Obviously, there should still be a mappable evolution and growth but all of the above options do allow for it.
Tangent: K-pop idol complains about his job (Which is the worst thing you can do for your career in K-pop) but it's interesting to see the discussions that are popping up. I personally believe that by the 90s it was obvious how difficult being a K-pop idol was so you should either go with it if you find you love it (it being the hard work and absolute crazy careers) or just quit (cause I'm pretty sure they made those weird unbreakable contracts illegal a while back).
so hey I don't know if anyone cares but I made an EP.
only song on it I don't really care for is Rock of Mind cuz I screwed up the Delay.
^^ > Sleepless Nights
And I thought you were talking about the Megumi Hayashibara song.

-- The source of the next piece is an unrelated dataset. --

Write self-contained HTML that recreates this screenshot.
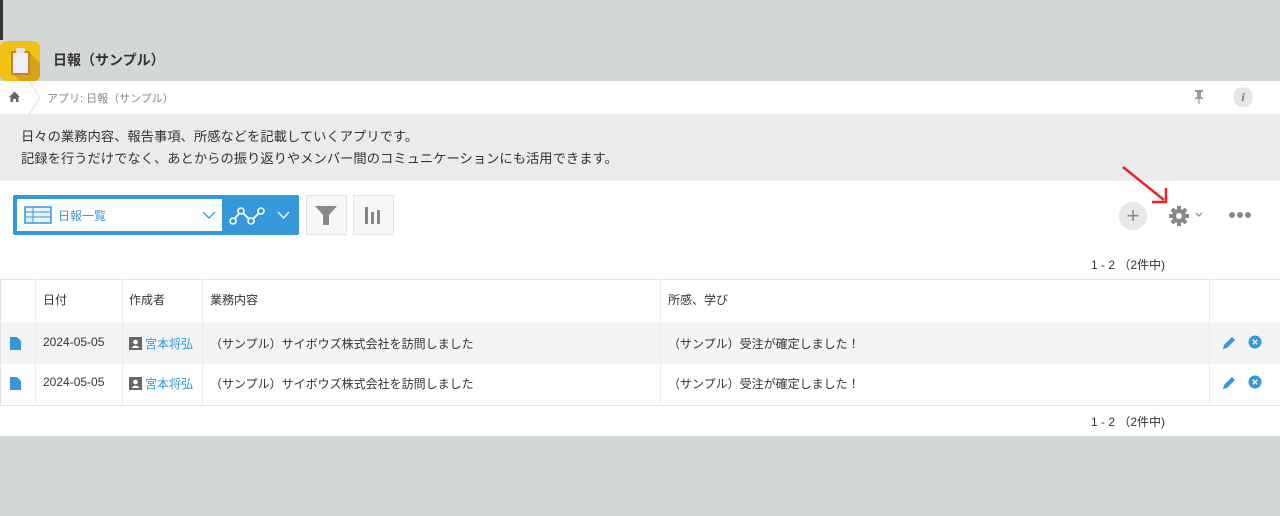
<!DOCTYPE html>
<html><head><meta charset="utf-8">
<style>
*{margin:0;padding:0;box-sizing:border-box}
body{width:1280px;height:516px;background:#d4d7d8;font-family:"Liberation Sans","Noto Sans CJK JP",sans-serif;position:relative;overflow:hidden;color:#333}
.abs{position:absolute}
.t{font-size:12px;color:#333}
</style></head><body>
<div class="abs" style="left:0;top:0;width:3px;height:40px;background:#333"></div>
<div class="abs" style="left:0;top:41px;width:40px;height:40px;border-radius:6px;background:#f0c116;overflow:hidden">
 <svg class="abs" style="left:0;top:0" width="40" height="40"><path d="M12 32L20 40H40V22L30 12Z" fill="#d9a214"/></svg>
 <div class="abs" style="left:11px;top:10px;width:19px;height:24px;background:#c47f3e;border-radius:2px"></div>
 <div class="abs" style="left:13px;top:12px;width:15px;height:20px;background:#eef1f4"></div>
 <div class="abs" style="left:16px;top:7px;width:9px;height:5px;background:#dfe3e6;border-radius:2px"></div>
</div>
<div class="abs" style="left:53px;top:50px;font-size:14px;font-weight:bold;color:#333">日報（サンプル）</div>
<div class="abs" style="left:0;top:81px;width:1280px;height:33px;background:#fff"></div>
<svg class="abs" style="left:8px;top:90px" width="13" height="13" viewBox="0 0 13 13"><path d="M1 7L6.5 1.5 12 7H10.5V12H8V9H5V12H2.5V7Z" fill="#666"/></svg>
<svg class="abs" style="left:28px;top:81px" width="14" height="33"><path d="M1 0L12 16.5 1 33" fill="none" stroke="#ddd"/></svg>
<div class="abs" style="left:47px;top:90px;font-size:11px;color:#888">アプリ: 日報（サンプル）</div>
<svg class="abs" style="left:1193px;top:89px" width="12" height="15"><path d="M2 1H10V3H8V8L10 9V10H2V9L4 8V3H2Z" fill="#999"/><rect x="5.4" y="10" width="1.2" height="5" fill="#999"/></svg>
<div class="abs" style="left:1233px;top:87px;width:20px;height:20px;border-radius:50%;background:#e4e6e8;text-align:center;font:italic bold 12px/20px 'Liberation Serif',serif;color:#777">i</div>
<div class="abs" style="left:0;top:114px;width:1280px;height:67px;background:#ebebeb"></div>
<div class="abs" style="left:1238px;top:108px;width:0;height:0;border:6px solid transparent;border-bottom-color:#ebebeb"></div>
<div class="abs t" style="left:21px;top:126px;font-size:13.3px;line-height:22px">日々の業務内容、報告事項、所感などを記載していくアプリです。<br>記録を行うだけでなく、あとからの振り返りやメンバー間のコミュニケーションにも活用できます。</div>
<div class="abs" style="left:0;top:181px;width:1280px;height:255px;background:#fff"></div>
<div class="abs" style="left:13px;top:195px;width:286px;height:40px;background:#3498db;border-radius:2px"></div>
<div class="abs" style="left:17px;top:199px;width:205px;height:32px;background:#fff"></div>
<svg class="abs" style="left:24px;top:206px" width="28" height="18"><rect x="1" y="1" width="26" height="16" fill="#e8f2fb" stroke="#3498db" stroke-width="1.5"/><path d="M1 6H27M1 11H27M9 1V17" stroke="#3498db"/></svg>
<div class="abs" style="left:58px;top:207px;font-size:12px;color:#3498db">日報一覧</div>
<svg class="abs" style="left:202px;top:211px" width="14" height="9"><path d="M1 1L7 7 13 1" fill="none" stroke="#3498db" stroke-width="1.3"/></svg>
<svg class="abs" style="left:229px;top:203px" width="36" height="24"><path d="M4 18L12 8 22 18 32 8" fill="none" stroke="#fff" stroke-width="2"/><circle cx="4" cy="18" r="3" fill="#3498db" stroke="#fff" stroke-width="1.6"/><circle cx="12" cy="8" r="3" fill="#3498db" stroke="#fff" stroke-width="1.6"/><circle cx="22" cy="18" r="3" fill="#3498db" stroke="#fff" stroke-width="1.6"/><circle cx="32" cy="8" r="3" fill="#3498db" stroke="#fff" stroke-width="1.6"/></svg>
<svg class="abs" style="left:277px;top:211px" width="13" height="9"><path d="M1 1L6.5 7 12 1" fill="none" stroke="#fff" stroke-width="1.3"/></svg>
<div class="abs" style="left:306px;top:195px;width:41px;height:40px;background:#f7f7f7;border:1px solid #e3e3e3"></div>
<svg class="abs" style="left:314px;top:203px" width="24" height="24"><path d="M1 3H23L15 12V22H9V12Z" fill="#888"/></svg>
<div class="abs" style="left:353px;top:195px;width:41px;height:40px;background:#f7f7f7;border:1px solid #e3e3e3"></div>
<svg class="abs" style="left:363px;top:205px" width="20" height="20"><rect x="2" y="2" width="3" height="17" fill="#888"/><rect x="8" y="7" width="3" height="12" fill="#888"/><rect x="14" y="5" width="3" height="14" fill="#888"/></svg>
<div class="abs" style="left:1119px;top:202px;width:28px;height:28px;border-radius:50%;background:#e8e8e8;text-align:center;font-size:22px;line-height:27px;color:#888">+</div>
<svg class="abs" style="left:1168px;top:205px" width="22" height="22" viewBox="0 0 22 22"><g fill="#888"><circle cx="11" cy="11" r="7"/><rect x="9" y="1" width="4" height="20"/><rect x="9" y="1" width="4" height="20" transform="rotate(45 11 11)"/><rect x="9" y="1" width="4" height="20" transform="rotate(90 11 11)"/><rect x="9" y="1" width="4" height="20" transform="rotate(135 11 11)"/></g><circle cx="11" cy="11" r="3" fill="#fff"/></svg>
<svg class="abs" style="left:1195px;top:212px" width="8" height="6"><path d="M1 1L4 4 7 1" fill="none" stroke="#888" stroke-width="1.2"/></svg>
<svg class="abs" style="left:1228px;top:211px" width="24" height="8"><circle cx="4" cy="4" r="3" fill="#888"/><circle cx="12" cy="4" r="3" fill="#888"/><circle cx="20" cy="4" r="3" fill="#888"/></svg>
<svg class="abs" style="left:1120px;top:165px" width="80" height="45"><path d="M3 2L44 35" stroke="#e8222e" stroke-width="2.5"/><path d="M46 23L46 37 32 37" fill="none" stroke="#e8222e" stroke-width="2.5"/></svg>
<div class="abs t" style="left:1091px;top:256px">1 - 2 （2件中)</div>
<div class="abs" style="left:0;top:279px;width:1280px;height:127px;border-top:1px solid #e3e3e3;border-bottom:1px solid #e3e3e3"></div>
<div class="abs" style="left:0;top:323px;width:1280px;height:41px;background:#f4f4f4"></div>
<div class="abs" style="left:0;top:279px;width:1px;height:127px;background:#e3e3e3"></div>
<div class="abs" style="left:35px;top:279px;width:1px;height:127px;background:#ececec"></div>
<div class="abs" style="left:122px;top:279px;width:1px;height:127px;background:#ececec"></div>
<div class="abs" style="left:202px;top:279px;width:1px;height:127px;background:#ececec"></div>
<div class="abs" style="left:660px;top:279px;width:1px;height:127px;background:#ececec"></div>
<div class="abs" style="left:1209px;top:279px;width:1px;height:127px;background:#ececec"></div>
<div class="abs t" style="left:43px;top:291px">日付</div>
<div class="abs t" style="left:129px;top:291px">作成者</div>
<div class="abs t" style="left:210px;top:291px">業務内容</div>
<div class="abs t" style="left:668px;top:291px">所感、学び</div>

<svg class="abs" style="left:10px;top:337px" width="11" height="13"><path d="M0 0H7L11 4V13H0Z" fill="#3498db"/></svg>
<div class="abs t" style="left:43px;top:335px">2024-05-05</div>
<svg class="abs" style="left:129px;top:337px" width="13" height="13"><rect width="13" height="13" fill="#666"/><circle cx="6.5" cy="5" r="2.3" fill="#fff"/><path d="M2.5 11Q6.5 6 10.5 11Z" fill="#fff"/></svg>
<div class="abs" style="left:145px;top:335px;font-size:12px;color:#3498db">宮本将弘</div>
<div class="abs t" style="left:210px;top:335px">（サンプル）サイボウズ株式会社を訪問しました</div>
<div class="abs t" style="left:668px;top:335px">（サンプル）受注が確定しました！</div>

<svg class="abs" style="left:10px;top:377px" width="11" height="13"><path d="M0 0H7L11 4V13H0Z" fill="#3498db"/></svg>
<div class="abs t" style="left:43px;top:375px">2024-05-05</div>
<svg class="abs" style="left:129px;top:377px" width="13" height="13"><rect width="13" height="13" fill="#666"/><circle cx="6.5" cy="5" r="2.3" fill="#fff"/><path d="M2.5 11Q6.5 6 10.5 11Z" fill="#fff"/></svg>
<div class="abs" style="left:145px;top:375px;font-size:12px;color:#3498db">宮本将弘</div>
<div class="abs t" style="left:210px;top:375px">（サンプル）サイボウズ株式会社を訪問しました</div>
<div class="abs t" style="left:668px;top:375px">（サンプル）受注が確定しました！</div>

<svg class="abs" style="left:1221px;top:335px" width="16" height="16"><path d="M2 14L3 10 11 2 14 5 6 13Z" fill="#3498db"/></svg>
<svg class="abs" style="left:1248px;top:335px" width="14" height="14"><circle cx="7" cy="7" r="6.5" fill="#3498db"/><path d="M4.8 4.8L9.2 9.2M9.2 4.8L4.8 9.2" stroke="#fff" stroke-width="1.4"/></svg>
<svg class="abs" style="left:1221px;top:375px" width="16" height="16"><path d="M2 14L3 10 11 2 14 5 6 13Z" fill="#3498db"/></svg>
<svg class="abs" style="left:1248px;top:375px" width="14" height="14"><circle cx="7" cy="7" r="6.5" fill="#3498db"/><path d="M4.8 4.8L9.2 9.2M9.2 4.8L4.8 9.2" stroke="#fff" stroke-width="1.4"/></svg>
<div class="abs t" style="left:1091px;top:413px">1 - 2 （2件中)</div>
</body></html>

For those of you who have read Atomic Robo.
@ Super Lazuli
I like it. Of all the tracks, I'd say Cult TV's my favorite.
Thank you.
So there's this guy in Youtube who does some really great arrangements of metal songs as jazz, bossa nova and so on. Now, I don't like reggae or megadeth, but this is pretty fucking great
Awesome!
Thank ye for that, Juan.
so I think I found the one country album from 2012 that's "my style".
This being Daughn Gibson's All Hell.
Why does A-pop feature so few authentic-type cadences (counting 3, 5, or 7 of any kind to 1), compared to east-Asian pop? It's like A-pop really likes ii-to-I and IV-to-I cadences.
A-pop...?
American Pop.
Well if there's "J-pop" and "K-pop" why not "A-pop"?